--- EXERCISE INSTRUCTIONS ---
Copy each line below that includes "Tailwind".
━━━━━━━━━━━━━━━━━━━━
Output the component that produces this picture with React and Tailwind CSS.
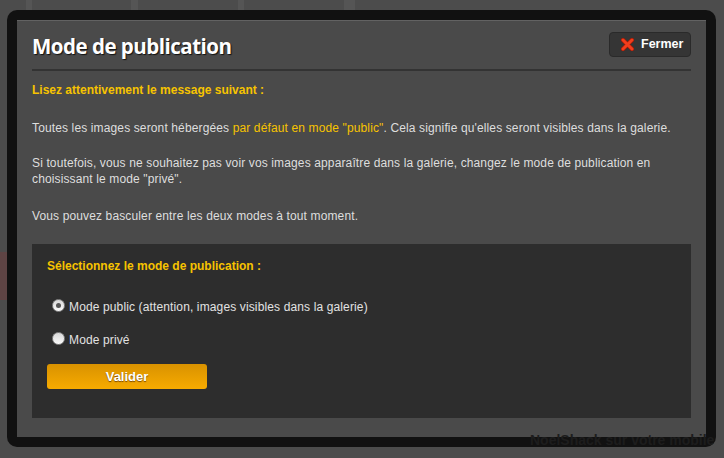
export default function App() {
  const sans = { fontFamily: '"Liberation Sans", Arial, sans-serif' };

  return (
    <div className="relative h-[458px] w-full overflow-hidden bg-[#4c4c4c]" style={sans}>
      {/* faint page behind the overlay */}
      <div className="absolute left-0 top-0 flex h-[10px] w-full">
        <div className="ml-[26px] w-[6px] bg-[#555]" />
        <div className="ml-[99px] w-[7px] bg-[#555]" />
        <div className="ml-[100px] w-[6px] bg-[#555]" />
        <div className="ml-[100px] w-[11px] bg-[#555]" />
      </div>
      <div className="absolute left-0 top-[252px] h-[48px] w-[7px] bg-[#5e4444]" />

      <div className="relative pl-[7px] pt-[10px]">
        <div className="h-[437px] w-[709px] rounded-[10px] bg-[#111] p-[10px]">
          <div className="flex h-full flex-col border-t border-[#626262] bg-[#4a4a4a] px-[15px]">
            {/* header */}
            <div className="flex h-[50px] items-start justify-between border-b-2 border-[#333]">
              <h1
                className="mt-[12px] text-[20.5px] font-bold leading-[26px] tracking-[-0.5px] text-white"
                style={{ fontFamily: '"Open Sans", sans-serif', textShadow: '1px 1px 1px #111' }}
              >
                Mode de publication
              </h1>
              <button className="mt-[11px] flex h-[25px] w-[82px] items-center rounded-[4px] border border-[#2a2a2a] bg-[#353535] pl-[11px] text-[12.5px] font-bold text-white">
                <svg width="13" height="13" viewBox="0 0 13 13" className="mr-[7px]">
                  <path d="M2 2 L11 11 M11 2 L2 11" stroke="#9a1a08" strokeWidth="4.4" strokeLinecap="round" />
                  <path d="M2 2 L11 11 M11 2 L2 11" stroke="#f23d1c" strokeWidth="3" strokeLinecap="round" />
                </svg>
                Fermer
              </button>
            </div>

            {/* message */}
            <div className="pt-[11px] text-[12px] leading-[16px] tracking-[0.13px] text-[#dedede]">
              <p className="font-bold tracking-normal text-[#f7c300]">Lisez attentivement le message suivant :</p>
              <p className="mt-[22px]">
                Toutes les images seront hébergées{' '}
                <span className="text-[#f7c300]">par défaut en mode "public"</span>. Cela signifie qu'elles seront
                visibles dans la galerie.
              </p>
              <p className="mt-[19px] w-[640px]">
                Si toutefois, vous ne souhaitez pas voir vos images apparaître dans la galerie, changez le mode de
                publication en choisissant le mode "privé".
              </p>
              <p className="mt-[21px]">Vous pouvez basculer entre les deux modes à tout moment.</p>
            </div>

            {/* select box */}
            <div className="mt-[20px] h-[174px] bg-[#2d2d2d] px-[15px] pt-[14px] text-[12px] leading-[16px]">
              <p className="font-bold text-[#f7c300]">Sélectionnez le mode de publication :</p>
              <label className="mt-[22px] flex items-center tracking-[0.13px] text-[#e2e2e2]">
                <span className="ml-[5px] mr-[4px] flex h-[13px] w-[13px] items-center justify-center rounded-full border border-[#888] bg-gradient-to-b from-[#d8d8d8] to-[#fafafa]">
                  <span className="h-[5px] w-[5px] rounded-full bg-[#555]" />
                </span>
                <span className="mt-[3px]">Mode public (attention, images visibles dans la galerie)</span>
              </label>
              <label className="mt-[14px] flex items-center tracking-[0.13px] text-[#e2e2e2]">
                <span className="ml-[5px] mr-[4px] h-[13px] w-[13px] rounded-full border border-[#888] bg-gradient-to-b from-[#d8d8d8] to-[#fafafa]" />
                <span className="mt-[3px]">Mode privé</span>
              </label>
              <button
                className="mt-[16px] h-[25px] w-[160px] rounded-[3px] bg-gradient-to-b from-[#d99200] to-[#f7ab00] text-[13px] font-bold text-white"
                style={{ textShadow: '0 1px 1px #7a4a00' }}
              >
                Valider
              </button>
            </div>
          </div>
        </div>
      </div>

      {/* page text showing through the frame */}
      <div className="absolute left-[530px] top-[432px] whitespace-nowrap text-[14px] font-bold leading-[16px] text-[#1d1d1d]">
        NoelShack sur votre mobile
      </div>
    </div>
  );
}
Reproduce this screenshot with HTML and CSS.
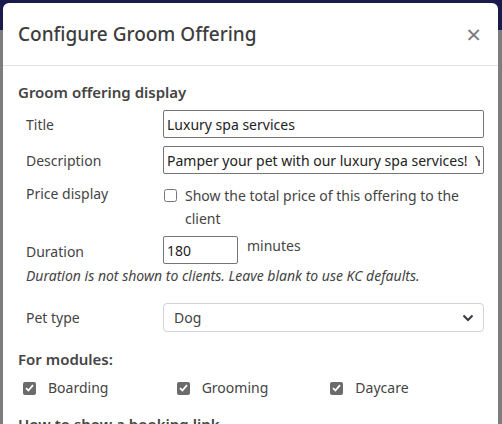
FILE: index.html
```html
<!DOCTYPE html>
<html lang="en">
<head>
    <meta charset="UTF-8">
    <title>Configure Groom Offering</title>
    <link rel="stylesheet" href="styles.css">
</head>
<body>
    <div class="modal">
        <div class="modal-header">
            <h4 class="modal-title">Configure Groom Offering</h4>
            <span class="close">&times;</span>
        </div>
        <div class="modal-body">
            <h5 class="section">Groom offering display</h5>

            <div class="row">
                <label class="lbl">Title</label>
                <input class="txt" type="text" value="Luxury spa services">
            </div>
            <div class="row">
                <label class="lbl">Description</label>
                <input class="txt" type="text" value="Pamper your pet with our luxury spa services!  Your pet will love it.">
            </div>
            <div class="row row-top">
                <label class="lbl">Price display</label>
                <label class="check-line">
                    <input class="chk" type="checkbox">
                    <span>Show the total price of this offering to the client</span>
                </label>
            </div>
            <div class="row row-duration">
                <label class="lbl">Duration</label>
                <input class="txt short" type="text" value="180">
                <span class="unit">minutes</span>
            </div>
            <p class="help">Duration is not shown to clients. Leave blank to use KC defaults.</p>
            <div class="row row-pet">
                <label class="lbl">Pet type</label>
                <div class="select-wrap">
                    <select class="sel">
                        <option>Dog</option>
                        <option>Cat</option>
                    </select>
                    <svg class="chev" width="12" height="8" viewBox="0 0 12 8"><path d="M1.5 1.5 L6 6 L10.5 1.5" fill="none" stroke="#343a40" stroke-width="2"/></svg>
                </div>
            </div>

            <h5 class="section modules-head">For modules:</h5>
            <div class="modules">
                <label class="mod"><span class="box"><svg width="9" height="8" viewBox="0 0 9 8"><path d="M1 4.2 L3.4 6.5 L8 1.2" fill="none" stroke="#fff" stroke-width="1.8"/></svg></span>Boarding</label>
                <label class="mod"><span class="box"><svg width="9" height="8" viewBox="0 0 9 8"><path d="M1 4.2 L3.4 6.5 L8 1.2" fill="none" stroke="#fff" stroke-width="1.8"/></svg></span>Grooming</label>
                <label class="mod"><span class="box"><svg width="9" height="8" viewBox="0 0 9 8"><path d="M1 4.2 L3.4 6.5 L8 1.2" fill="none" stroke="#fff" stroke-width="1.8"/></svg></span>Daycare</label>
            </div>

            <h5 class="section last">How to show a booking link</h5>
        </div>
    </div>
</body>
</html>
```

FILE: styles.css
```css
html, body{
    margin: 0;
    height: 100%;
    overflow: hidden;
}
body{
    background: linear-gradient(#1b1a4d 0, #1b1a4d 30px, #7d7d7d 30px);
    font-family: "Noto Sans", "Open Sans", sans-serif;
    color: #444;
    font-size: 14px;
}
.modal{
    margin: 3px 4px 0 3px;
    background: #fff;
    border-radius: 6px 6px 0 0;
    height: 460px;
}
.modal-header{
    display: flex;
    align-items: center;
    justify-content: space-between;
    padding: 16px 17px 16px 15px;
    border-bottom: 1px solid #dee2e6;
}
.modal-title{
    margin: 0;
    font-size: 19px;
    font-weight: 500;
    line-height: 30px;
    color: #3d3d3d;
}
.close{
    font-size: 26px;
    line-height: 24px;
    color: #7a7a7a;
}
.modal-body{
    padding: 15px 14px 0 15px;
}
.section{
    margin: 0;
    font-size: 15px;
    font-weight: 600;
    line-height: 22px;
    color: #444;
}
.row{
    display: flex;
    align-items: center;
    padding-left: 8px;
    margin-top: 8px;
}
.row:first-of-type{
    margin-top: 7px;
}
.lbl{
    width: 137px;
    flex: none;
}
.txt{
    flex: 1;
    min-width: 0;
    height: 28px;
    box-sizing: border-box;
    border: 1px solid #767676;
    border-radius: 2px;
    padding: 1px 3px;
    font: inherit;
    color: #222;
}
.txt.short{
    flex: none;
    width: 75px;
}
.row-top{
    align-items: flex-start;
    margin-top: 10px;
}
.check-line{
    display: flex;
    align-items: flex-start;
    line-height: 23px;
}
.chk{
    margin: 5px 8px 0 1px;
    width: 13px;
    height: 13px;
    flex: none;
}
.row-duration{
    margin-top: 6px;
    align-items: flex-start;
}
.row-duration .lbl{
    margin-top: 6px;
}
.unit{
    margin-left: 9px;
    line-height: 20px;
}
.help{
    margin: 1px 0 0 8px;
    font-style: italic;
    line-height: 22px;
}
.row-pet{
    margin-top: 16px;
}
.select-wrap{
    flex: 1;
    position: relative;
}
.sel{
    width: 100%;
    height: 29px;
    appearance: none;
    -webkit-appearance: none;
    border: 1px solid #ced4da;
    border-radius: 4px;
    background: #fff;
    padding: 0 10px;
    font: inherit;
    color: #444;
}
.chev{
    position: absolute;
    right: 10px;
    top: 11px;
}
.modules-head{
    margin-top: 16px;
}
.modules{
    display: flex;
    padding-left: 5px;
    margin-top: 7px;
    line-height: 22px;
}
.mod{
    display: flex;
    align-items: center;
    width: 155px;
}
.box{
    width: 13px;
    height: 13px;
    border-radius: 2px;
    background: #6b6b6b;
    display: flex;
    align-items: center;
    justify-content: center;
    margin-right: 12px;
}
.section.last{
    margin-top: 14px;
}
```
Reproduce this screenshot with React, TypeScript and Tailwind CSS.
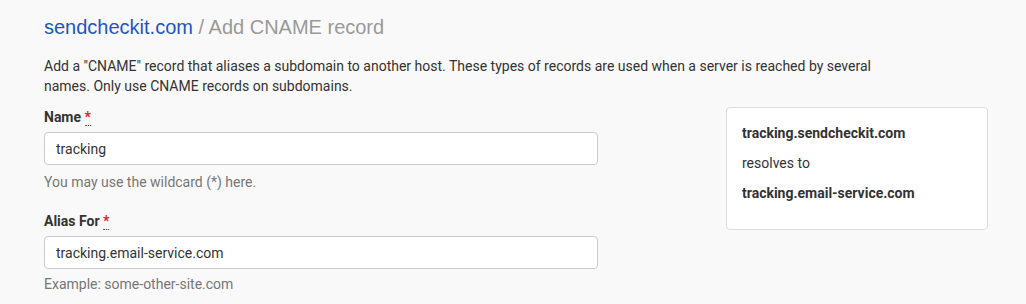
export default function App() {
  return (
    <div className="min-h-[304px] bg-[#f9f9f9] pl-[44px] pr-[38px] pt-[13px] font-['Roboto',sans-serif] text-[14px] leading-[20px] text-[#333]">
      {/* Breadcrumb title */}
      <h1 className="font-['Liberation_Sans',Arial,sans-serif] text-[20px] leading-[28px] font-normal text-[#999]">
        <a href="#" className="text-[#1d55c4]">
          sendcheckit.com
        </a>{" "}
        / Add CNAME record
      </h1>

      <p className="mt-[15px] max-w-[860px]">
        Add a "CNAME" record that aliases a subdomain to another host. These types of records are used when a server is
        reached by several names. Only use CNAME records on subdomains.
      </p>

      <div className="mt-[11px] flex items-start">
        {/* Form */}
        <div className="w-[554px]">
          <label className="block font-bold">
            Name{" "}
            <abbr title="required" className="text-[#d9232e] no-underline border-b border-dotted border-[#d9232e]">
              *
            </abbr>
          </label>
          <input
            readOnly
            value="tracking"
            className="mt-[5px] block h-[33px] w-full rounded-[4px] border border-[#ccc] bg-white px-[11px] text-[14px] text-[#333] outline-none"
          />
          <p className="mt-[7px] text-[#777]">You may use the wildcard (*) here.</p>

          <label className="mt-[19px] block font-bold">
            Alias For{" "}
            <abbr title="required" className="text-[#d9232e] no-underline border-b border-dotted border-[#d9232e]">
              *
            </abbr>
          </label>
          <input
            readOnly
            value="tracking.email-service.com"
            className="mt-[5px] block h-[33px] w-full rounded-[4px] border border-[#ccc] bg-white px-[11px] text-[14px] text-[#333] outline-none"
          />
          <p className="mt-[5px] text-[#777]">Example: some-other-site.com</p>
        </div>

        {/* Preview card */}
        <div className="ml-auto w-[262px] rounded-[4px] border border-[#ddd] bg-white px-[15px] pt-[15px] pb-[16px]">
          <p className="mb-[10px] font-bold">tracking.sendcheckit.com</p>
          <p className="mb-[10px]">resolves to</p>
          <p className="mb-[10px] font-bold">tracking.email-service.com</p>
        </div>
      </div>
    </div>
  );
}
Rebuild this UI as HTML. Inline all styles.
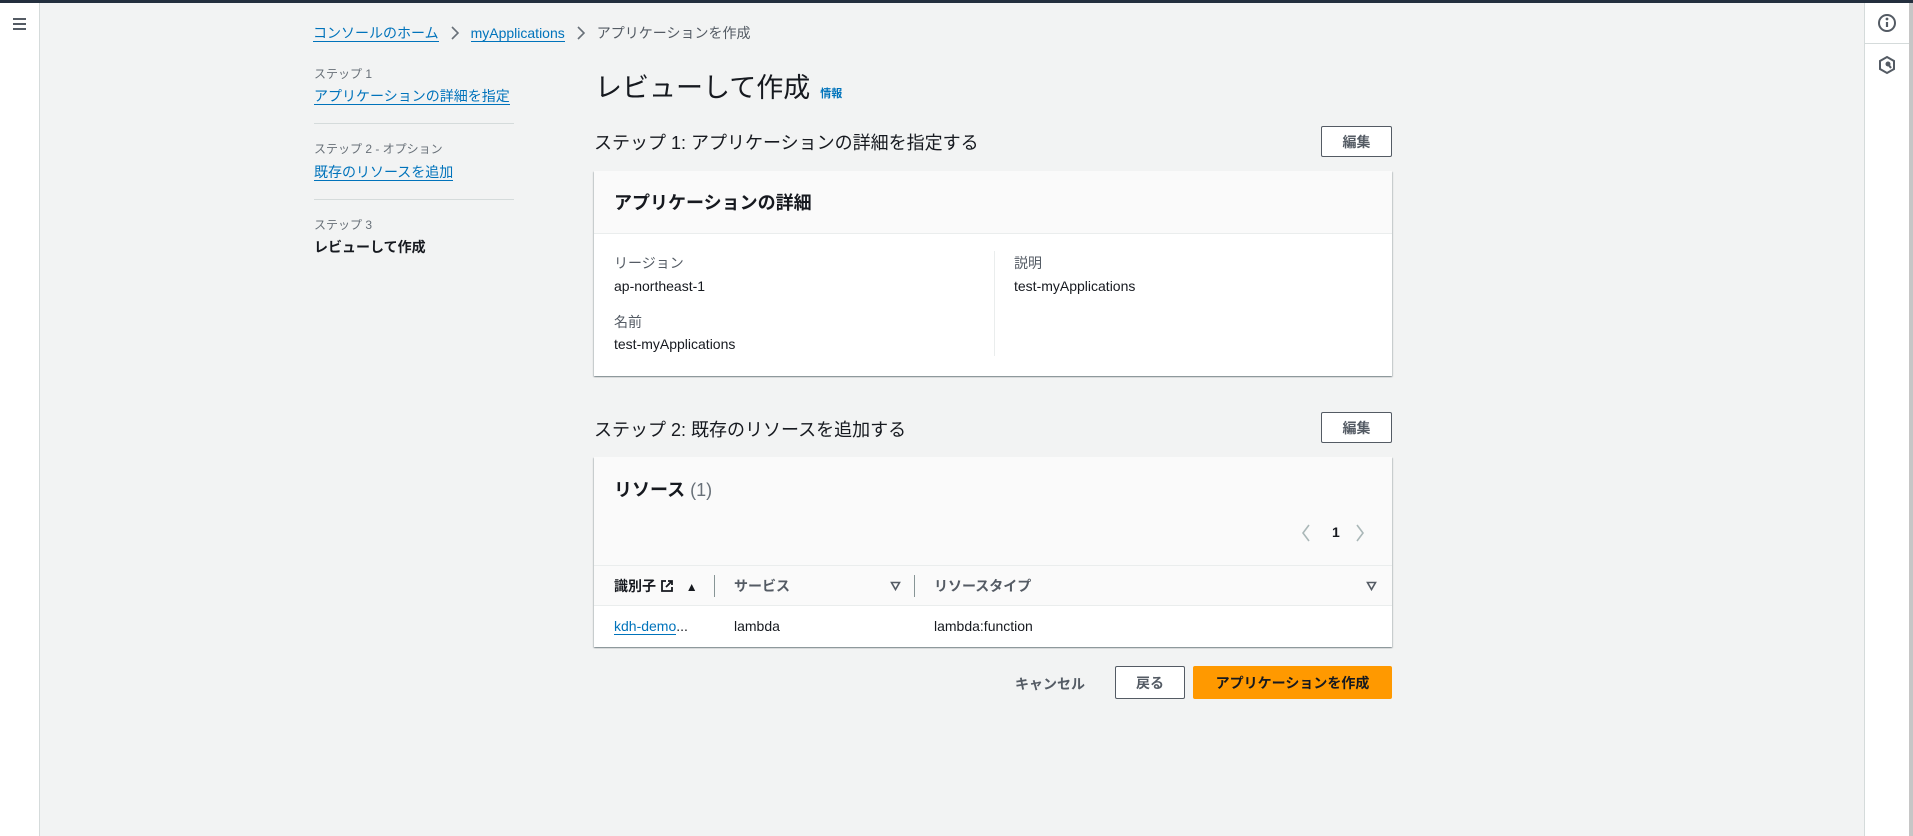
<!DOCTYPE html>
<html><head><meta charset="utf-8"><style>
*{box-sizing:border-box;margin:0;padding:0}
body{width:1913px;height:836px;overflow:hidden;background:#f2f3f3;font-family:"Liberation Sans","Noto Sans CJK JP",sans-serif;color:#16191f;font-size:14px;position:relative}
.abs{position:absolute}
a{color:#0073bb;text-decoration:none;border-bottom:1px solid #0073bb}
.topbar{left:0;top:0;width:1913px;height:3px;background:#232f3e}
.leftnav{left:0;top:3px;width:40px;height:833px;background:#fff;border-right:1px solid #d5dbdb}
.rightnav{left:1864px;top:3px;width:45px;height:833px;background:#fff;border-left:1px solid #d5dbdb}
.scroll{left:1909px;top:3px;width:4px;height:833px;background:#c6c6c6}
.btn{position:absolute;background:#fff;border:1px solid #545b64;font-weight:bold;color:#545b64;font-size:14px;display:flex;align-items:center;justify-content:center;border-radius:2px}
.card{position:absolute;background:#fff;box-shadow:0 1px 1px rgba(0,28,36,.3),1px 1px 1px rgba(0,28,36,.15),-1px 1px 1px rgba(0,28,36,.15)}
.lbl{color:#545b64}
.small{font-size:12px;color:#687078}
.chev{display:inline-block;vertical-align:-2px;margin:0 12px}
</style></head><body>
<div class="abs topbar"></div>
<div class="abs leftnav">
<svg class="abs" style="left:12px;top:14px" width="16" height="14"><path d="M1 2h13M1 7h13M1 12h13" stroke="#545b64" stroke-width="2"/></svg>
</div>
<div class="abs rightnav">
<svg class="abs" style="left:12px;top:10px" width="20" height="20"><circle cx="10" cy="10" r="8" fill="none" stroke="#545b64" stroke-width="2"/><circle cx="10" cy="6" r="1.4" fill="#545b64"/><path d="M10 9v5" stroke="#545b64" stroke-width="2.2"/></svg>
<div class="abs" style="left:0;top:40px;width:45px;height:1px;background:#d5dbdb"></div>
<svg class="abs" style="left:12px;top:52px" width="20" height="20"><path d="M10 2l7 4v8l-7 4-7-4V6z" fill="none" stroke="#545b64" stroke-width="2"/><circle cx="11" cy="9" r="2.5" fill="#545b64"/><path d="M11 9l3 4" stroke="#545b64" stroke-width="2"/></svg>
</div>
<div class="abs scroll"></div>

<div class="abs" style="left:313px;top:23px;font-size:14px;white-space:nowrap">
<a>コンソールのホーム</a><svg class="chev" width="8" height="14"><path d="M1 1l6 6-6 6" fill="none" stroke="#687078" stroke-width="1.6"/></svg><a>myApplications</a><svg class="chev" width="8" height="14"><path d="M1 1l6 6-6 6" fill="none" stroke="#687078" stroke-width="1.6"/></svg><span style="color:#545b64">アプリケーションを作成</span>
</div>

<div class="abs small" style="left:314px;top:65px">ステップ 1</div>
<div class="abs" style="left:314px;top:86px"><a>アプリケーションの詳細を指定</a></div>
<div class="abs" style="left:314px;top:123px;width:200px;height:1px;background:#d5dbdb"></div>
<div class="abs small" style="left:314px;top:140px">ステップ 2 - オプション</div>
<div class="abs" style="left:314px;top:162px"><a>既存のリソースを追加</a></div>
<div class="abs" style="left:314px;top:199px;width:200px;height:1px;background:#d5dbdb"></div>
<div class="abs small" style="left:314px;top:216px">ステップ 3</div>
<div class="abs" style="left:314px;top:237px;font-weight:bold">レビューして作成</div>

<div class="abs" style="left:595px;top:66px;font-size:27px;white-space:nowrap">レビューして作成<span style="font-size:11px;color:#0073bb;font-weight:bold;margin-left:10px">情報</span></div>

<div class="abs" style="left:594px;top:129px;font-size:18px">ステップ 1: アプリケーションの詳細を指定する</div>
<div class="btn" style="left:1321px;top:126px;width:71px;height:31px">編集</div>
<div class="card" style="left:594px;top:171px;width:798px;height:205px">
<div style="height:63px;background:#fafafa;border-bottom:1px solid #eaeded;padding:18px 20px;font-size:18px;font-weight:bold">アプリケーションの詳細</div>
<div class="abs lbl" style="left:20px;top:82px">リージョン</div>
<div class="abs" style="left:20px;top:107px">ap-northeast-1</div>
<div class="abs lbl" style="left:20px;top:141px">名前</div>
<div class="abs" style="left:20px;top:165px">test-myApplications</div>
<div class="abs" style="left:400px;top:80px;width:1px;height:105px;background:#eaeded"></div>
<div class="abs lbl" style="left:420px;top:82px">説明</div>
<div class="abs" style="left:420px;top:107px">test-myApplications</div>
</div>

<div class="abs" style="left:594px;top:416px;font-size:18px">ステップ 2: 既存のリソースを追加する</div>
<div class="btn" style="left:1321px;top:412px;width:71px;height:31px">編集</div>
<div class="card" style="left:594px;top:457px;width:798px;height:190px;background:#fafafa">
<div class="abs" style="left:20px;top:19px;font-size:18px;font-weight:bold">リソース <span style="font-weight:normal;color:#687078">(1)</span></div>
<svg class="abs" style="left:707px;top:67px" width="10" height="18"><path d="M8 1L2 9l6 8" fill="none" stroke="#aab7b8" stroke-width="1.6"/></svg>
<div class="abs" style="left:738px;top:67px;font-weight:bold">1</div>
<svg class="abs" style="left:761px;top:67px" width="10" height="18"><path d="M2 1l6 8-6 8" fill="none" stroke="#aab7b8" stroke-width="1.6"/></svg>
<div class="abs" style="left:0;top:108px;width:798px;height:41px;border-top:1px solid #eaeded;border-bottom:1px solid #eaeded"></div>
<div class="abs" style="left:20px;top:119px;font-weight:bold;white-space:nowrap">識別子 <svg width="14" height="14" style="vertical-align:-2px"><path d="M6 2H2v10h10V8M8 2h4v4M12 2L6 8" fill="none" stroke="#16191f" stroke-width="1.8"/></svg> <span style="margin-left:8px;font-size:12px">▲</span></div>
<div class="abs" style="left:120px;top:118px;width:1px;height:22px;background:#879596"></div>
<div class="abs" style="left:140px;top:119px;font-weight:bold;color:#545b64">サービス</div>
<svg class="abs" style="left:296px;top:124px" width="11" height="10"><path d="M1.5 1.5h8L5.5 8.5z" fill="none" stroke="#545b64" stroke-width="1.6"/></svg>
<div class="abs" style="left:320px;top:118px;width:1px;height:22px;background:#879596"></div>
<div class="abs" style="left:340px;top:119px;font-weight:bold;color:#545b64">リソースタイプ</div>
<svg class="abs" style="left:772px;top:124px" width="11" height="10"><path d="M1.5 1.5h8L5.5 8.5z" fill="none" stroke="#545b64" stroke-width="1.6"/></svg>
<div class="abs" style="left:0;top:149px;width:798px;height:41px;background:#fff"></div>
<div class="abs" style="left:20px;top:161px"><a>kdh-demo</a>...</div>
<div class="abs" style="left:140px;top:161px">lambda</div>
<div class="abs" style="left:340px;top:161px">lambda:function</div>
</div>

<div class="abs" style="left:1015px;top:674px;font-weight:bold;color:#545b64">キャンセル</div>
<div class="btn" style="left:1115px;top:666px;width:70px;height:33px">戻る</div>
<div class="btn" style="left:1193px;top:666px;width:199px;height:33px;background:#ff9900;border-color:#ff9900;color:#16191f">アプリケーションを作成</div>
</body></html>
━━━━━━━━━━━━━━━━━━━━
--- FINAL ANSWER ---
Output the component that produces this picture with React and Tailwind CSS.
Reproduce this screenshot with React, TypeScript and Tailwind CSS.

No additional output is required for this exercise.